His conduct in the negociation at Lille can be easily interpreted. It is
not for the sake of the nation that he asks to retain some of the taken
islands; for what are islands to a nation that has already too many for
her own good, or what are they in comparison to the expense of another
campaign in the present depreciating state of the English funds? (And
even then those islands must be restored.)

No, it is not for the sake of the nation that he asks. It is for the
sake of himself. It is as if he said to France, Give me some pretence,
cover me from disgrace when my day of reckoning comes!
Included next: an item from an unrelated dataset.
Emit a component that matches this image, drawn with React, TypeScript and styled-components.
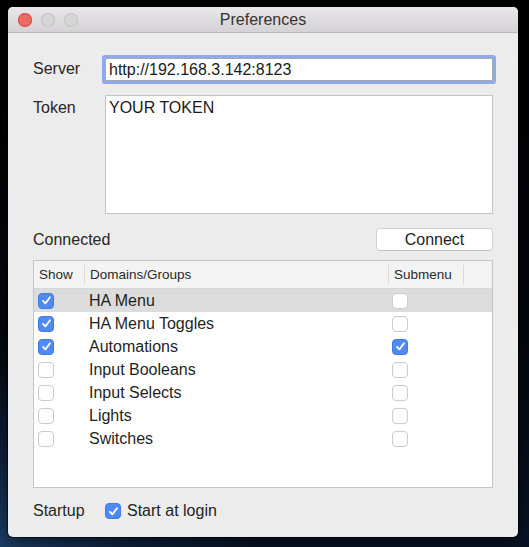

Any person acquainted with the English Government knows that every
Minister has some dread of what is called in England the winding up
of accounts at the end of a war; that is, the final settlement of all
expenses incurred by the war; and no Minister had ever so great cause of
dread as Mr. Pitt. A burnt child dreads the fire, and Pitt has had some
experience upon this case. The winding up of accounts at the end of the
American war was so great, that, though he was not the cause of it,
and came into the Ministry with great popularity, he lost it all by
undertaking, what was impossible for him to avoid, the voluminous
business of the winding up. If such was the case in settling the
accounts of his predecessor, how much more has he to apprehend when the
accounts to be settled are his own? All men in bad circumstances
hate the settlement of accounts, and Pitt, as a Minister, is of that
description.

But let us take a view of things on a larger ground than the case of
a Minister. It will then be found, that England, on a comparison of
strength with France, when both nations are disposed to exert their
utmost, has no possible chance of success.